Adam looked confused and almost disappointed: “I guess I thought once we passed a year, we wouldn’t have to do the one-months anymore.”

When I share this story with people, men and women have different reactions. The women all understand Julia perfectly. “I think she is being sweet remembering the day they met each month,” they agree. “It was kind of insensitive of Adam to say he thought he wouldn’t have to celebrate them anymore, as if it was some kind of burden.” Men do not see it this way at all. “Adam’s right,” they exclaim. “One anniversary a year is enough.”
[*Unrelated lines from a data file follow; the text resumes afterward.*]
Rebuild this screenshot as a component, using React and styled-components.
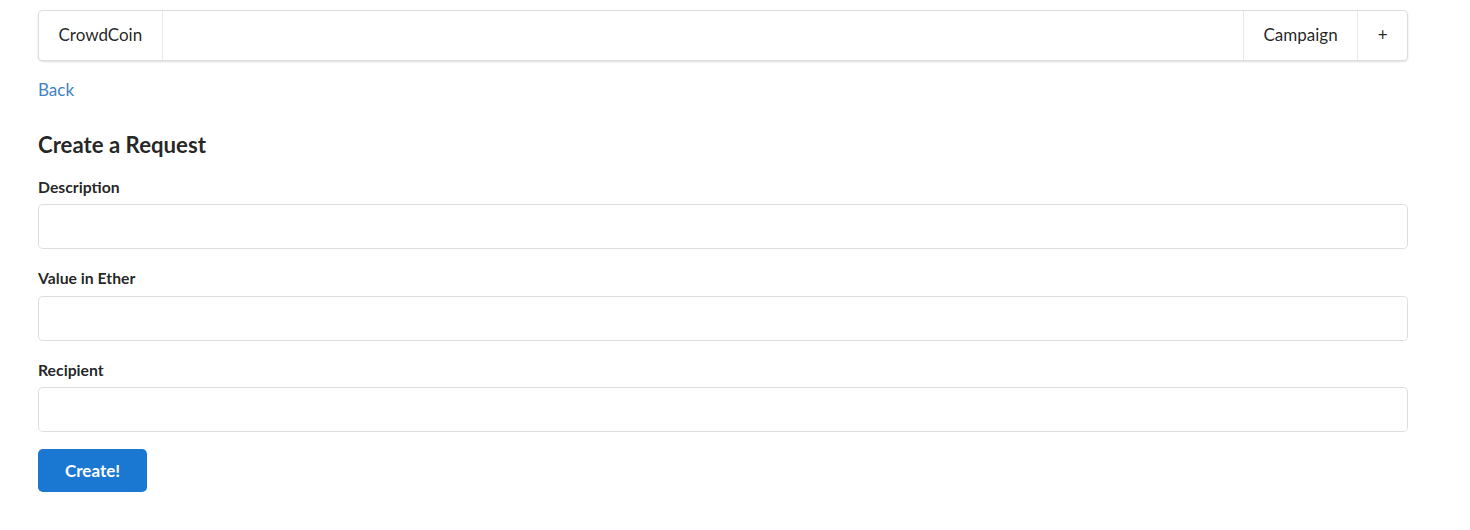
import React from "react";
import styled, { createGlobalStyle } from "styled-components";

const Global = createGlobalStyle`
  html { font-size: 17px; }
  body {
    margin: 0;
    background: #fff;
    font-family: Lato, "Helvetica Neue", Arial, sans-serif;
    font-size: 17px;
    line-height: 1.4285em;
    color: rgba(0, 0, 0, 0.87);
  }
  * { box-sizing: border-box; }
`;

const Container = styled.div`
  width: 1370px;
  margin-left: 38px;
`;

const Menu = styled.nav`
  display: flex;
  margin: 10px 0 1rem;
  min-height: 50.6px;
  background: #fff;
  border: 1px solid rgba(34, 36, 38, 0.15);
  box-shadow: 0 1px 2px 0 rgba(34, 36, 38, 0.15);
  border-radius: 0.28571429rem;
`;

const MenuItem = styled.a`
  position: relative;
  display: flex;
  align-items: center;
  padding: 15px 19.5px 17px;
  line-height: 1;
  color: rgba(0, 0, 0, 0.87);
  text-decoration: none;
  cursor: pointer;
  border-left: ${(p) => (p.$divLeft ? "1px solid rgba(34,36,38,.1)" : "none")};
  border-right: ${(p) => (p.$divRight ? "1px solid rgba(34,36,38,.1)" : "none")};
`;

const RightMenu = styled.div`
  display: flex;
  margin-left: auto;
`;

const BackLink = styled.a`
  display: block;
  color: #4183c4;
  text-decoration: none;
  width: max-content;
  cursor: pointer;
`;

const Title = styled.h3`
  font-family: Lato, "Helvetica Neue", Arial, sans-serif;
  font-size: 22.2px;
  font-weight: 700;
  line-height: 28px;
  margin: 29px 0 16px;
  padding: 0;
  color: rgba(0, 0, 0, 0.87);
`;

const Form = styled.form`
  display: flex;
  flex-direction: column;
  align-items: flex-start;
`;

const Field = styled.div`
  width: 100%;
  margin-bottom: 17px;
`;

const Label = styled.label`
  display: block;
  margin: 0 0 0.28571429rem;
  font-size: 0.92857143em;
  font-weight: 700;
  color: rgba(0, 0, 0, 0.87);
`;

const Input = styled.input`
  display: block;
  width: 100%;
  height: 45px;
  margin: 0;
  padding: 0.67857143em 1em;
  font-family: Lato, "Helvetica Neue", Arial, sans-serif;
  font-size: 1em;
  line-height: 1.21428571em;
  color: rgba(0, 0, 0, 0.87);
  background: #fff;
  border: 1px solid rgba(34, 36, 38, 0.15);
  border-radius: 0.28571429rem;
  outline: none;
`;

const Button = styled.button`
  height: 43px;
  padding: 0 27px;
  margin: 0;
  font-family: Lato, "Helvetica Neue", Arial, sans-serif;
  font-size: 1rem;
  font-weight: 700;
  line-height: 1em;
  color: #fff;
  background: #1a77d2;
  border: none;
  border-radius: 0.28571429rem;
  cursor: pointer;
`;

export default function App() {
  return (
    <>
      <Global />
      <Container>
        <Menu>
          <MenuItem $divRight>CrowdCoin</MenuItem>
          <RightMenu>
            <MenuItem $divLeft>Campaign</MenuItem>
            <MenuItem $divLeft>+</MenuItem>
          </RightMenu>
        </Menu>
        <BackLink>Back</BackLink>
        <Title>Create a Request</Title>
        <Form onSubmit={(e) => e.preventDefault()}>
          <Field>
            <Label>Description</Label>
            <Input />
          </Field>
          <Field>
            <Label>Value in Ether</Label>
            <Input />
          </Field>
          <Field>
            <Label>Recipient</Label>
            <Input />
          </Field>
          <Button type="submit">Create!</Button>
        </Form>
      </Container>
    </>
  );
}
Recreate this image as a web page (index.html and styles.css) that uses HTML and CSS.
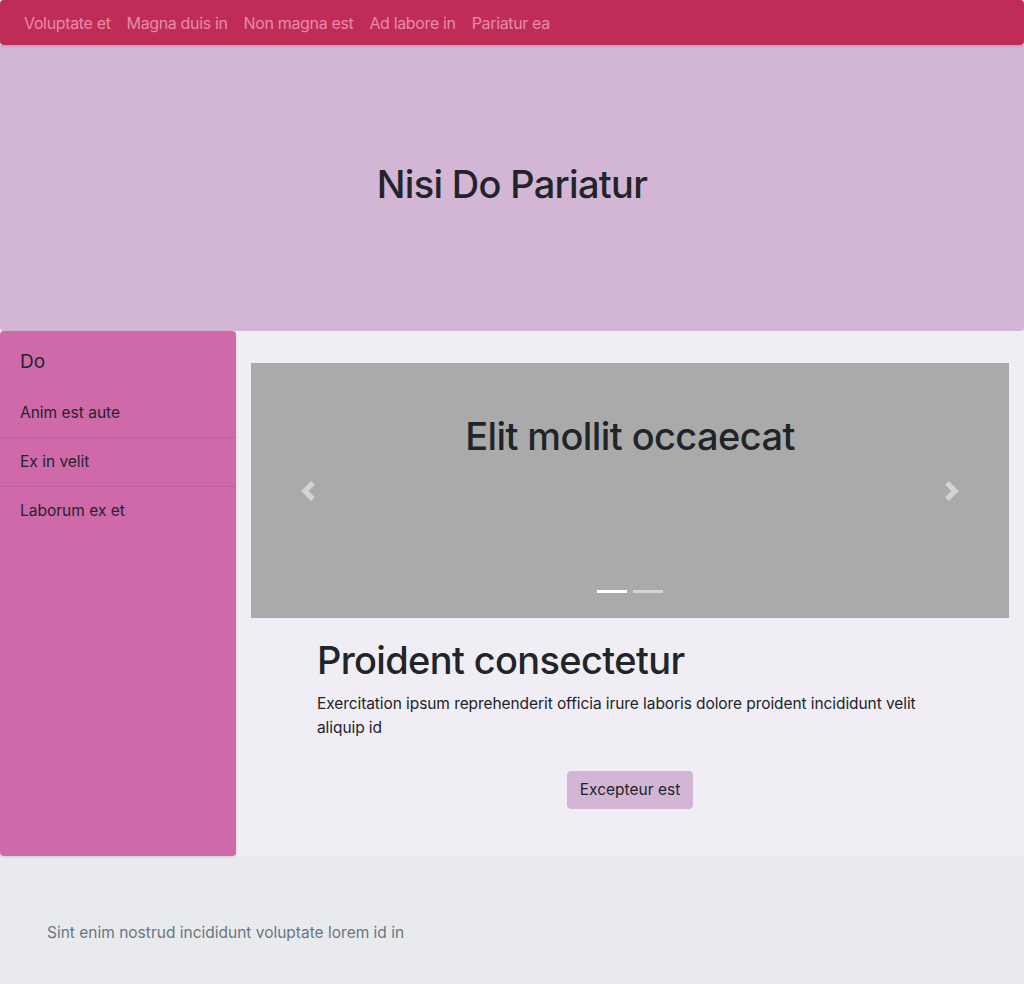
FILE: index.html
```html
<!DOCTYPE html>
<html lang="en">
<head>
<meta charset="utf-8">
<title>Nisi Do Pariatur</title>
<link rel="stylesheet" href="styles.css">
</head>
<body>
<nav class="navbar">
  <a class="nav-link" href="#">Voluptate et</a>
  <a class="nav-link" href="#">Magna duis in</a>
  <a class="nav-link" href="#">Non magna est</a>
  <a class="nav-link" href="#">Ad labore in</a>
  <a class="nav-link" href="#">Pariatur ea</a>
</nav>
<header class="hero">
  <h1 class="hero-title">Nisi Do Pariatur</h1>
</header>
<div class="layout">
  <aside class="sidebar">
    <h5 class="sidebar-title">Do</h5>
    <ul class="side-list">
      <li class="side-item">Anim est aute</li>
      <li class="side-item">Ex in velit</li>
      <li class="side-item">Laborum ex et</li>
    </ul>
  </aside>
  <main class="main">
    <div class="carousel">
      <h2 class="carousel-caption">Elit mollit occaecat</h2>
      <div class="ctrl ctrl-prev">
        <svg width="20" height="20" viewBox="0 0 8 8"><path d="M5.25 0l-4 4 4 4 1.5-1.5L4.25 4l2.5-2.5L5.25 0z" fill="#fff"/></svg>
      </div>
      <div class="ctrl ctrl-next">
        <svg width="20" height="20" viewBox="0 0 8 8"><path d="M2.75 0l-1.5 1.5L3.75 4l-2.5 2.5L2.75 8l4-4-4-4z" fill="#fff"/></svg>
      </div>
      <div class="indicators">
        <span class="ind active"></span>
        <span class="ind"></span>
      </div>
    </div>
    <section class="content">
      <h2 class="content-title">Proident consectetur</h2>
      <p class="content-text">Exercitation ipsum reprehenderit officia irure laboris dolore proident incididunt velit aliquip id</p>
      <div class="btn-row"><button class="btn">Excepteur est</button></div>
    </section>
  </main>
</div>
<footer class="footer">
  <p class="footer-text">Sint enim nostrud incididunt voluptate lorem id in</p>
</footer>
</body>
</html>
```

FILE: styles.css
```css
* { box-sizing: border-box; }
html, body { margin: 0; padding: 0; }
body {
  font-family: Inter, "Noto Sans", "Liberation Sans", sans-serif;
  font-size: 16px;
  line-height: 1.5;
  color: #212529;
  background: #e9eaee;
}
.navbar {
  position: relative;
  z-index: 2;
  display: flex;
  align-items: center;
  height: 45px;
  padding: 0 16px;
  background: #c02c58;
  border-radius: 4px;
  box-shadow: 0 1px 3px rgba(0,0,0,0.15);
}
.nav-link {
  padding: 0 8px;
  color: #e88aa8;
  text-decoration: none;
  font-size: 16px;
  letter-spacing: -0.35px;
}
.hero {
  height: 286px;
  padding-bottom: 6px;
  background: #d3b5d6;
  display: flex;
  align-items: center;
  justify-content: center;
  border-radius: 0 0 4px 4px;
}
.hero-title {
  margin: 0;
  font-size: 38px;
  font-weight: 500;
  line-height: 1.2;
  letter-spacing: -0.7px;
}
.layout {
  display: flex;
  background: #f0edf4;
}
.sidebar {
  flex: 0 0 236px;
  background: #d069a9;
  border-radius: 4px;
  box-shadow: 0 1px 3px rgba(0,0,0,0.15);
  padding-top: 19px;
}
.sidebar-title {
  margin: 0 0 15px;
  padding: 0 20px;
  font-size: 19px;
  font-weight: 400;
  line-height: 24px;
}
.side-list {
  list-style: none;
  margin: 0;
  padding: 0;
}
.side-item {
  padding: 12px 20px;
  border-bottom: 1px solid #c35d9c;
  font-size: 15.5px;
  line-height: 24px;
}
.side-item:last-child { border-bottom: 0; }
.main {
  flex: 1;
  padding: 32px 15px 47px;
}
.carousel {
  position: relative;
  height: 255px;
  background: #aaaaaa;
  padding-top: 49px;
}
.carousel-caption {
  margin: 0;
  text-align: center;
  font-size: 38px;
  font-weight: 500;
  line-height: 48px;
  letter-spacing: -0.6px;
}
.ctrl {
  position: absolute;
  top: 0;
  bottom: 0;
  width: 15%;
  display: flex;
  align-items: center;
  justify-content: center;
  opacity: 0.5;
}
.ctrl-prev { left: 0; }
.ctrl-next { right: 0; }
.indicators {
  position: absolute;
  left: 0;
  right: 0;
  bottom: 25px;
  display: flex;
  justify-content: center;
  gap: 6px;
}
.ind {
  width: 30px;
  height: 3px;
  background: #fff;
  opacity: 0.5;
}
.ind.active { opacity: 1; }
.content {
  padding: 20px 66px 0;
}
.content-title {
  margin: 0 0 8px;
  font-size: 38px;
  font-weight: 500;
  line-height: 1.2;
  letter-spacing: -0.65px;
}
.content-text {
  margin: 0 0 16px;
  font-size: 15.5px;
  line-height: 24px;
  letter-spacing: -0.08px;
}
.btn-row {
  display: flex;
  justify-content: center;
  padding-top: 15px;
}
.btn {
  font-family: inherit;
  font-size: 15.5px;
  line-height: 24px;
  color: #212529;
  background: #d3b5d6;
  border: 1px solid #d3b5d6;
  border-radius: 4px;
  padding: 6px 12px;
}
.footer {
  padding: 65px 47px 39px;
}
.footer-text {
  margin: 0;
  color: #6c757d;
  font-size: 15.5px;
  line-height: 24px;
}
```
One special occasion a year is enough? What a foreign thought this is to most women! We see opportunities for celebrating the passage of time everywhere we look:

“It’s the six-week anniversary of when we first said ‘I love you.”’

“It’s the three-month anniversary of when we first made love.”

“It’s our one-month anniversary of being married.”

I remember the shocked look on a boyfriend’s face once when I said: “Guess what today is? It’s the tenth anniversary of the day I lost my virginity.”

“You remember the date?” he asked with incredulity.

“Of course I do,” I answered. “It was an important occasion.”

“Tell me, how does one celebrate an anniversary like this?”

I smiled. “You figure it out.”

I confess this personal vignette to make the point that I, like so many woman, keep track of the love and happiness in my life by remembering special moments.

WHAT WOMEN WANT MEN TO KNOW:

Celebrating cycles and special occasions is a woman’s way of counting the joy and marking the growth of love.

When I stop and become aware of the time that has passed since meeting a special person, or falling in love, or starting on a spiritual path, or giving up an unhealthy habit, I am not only honoring the cycles of time – I am honoring myself and how I have grown. When Julia celebrates the monthly anniversary of meeting her boyfriend, she is marking the growth of their love. When a wife wants to do something special for her wedding anniversary with her husband, she is saying, “I want to honor how hard we have worked to stay together. I want to honor the love.”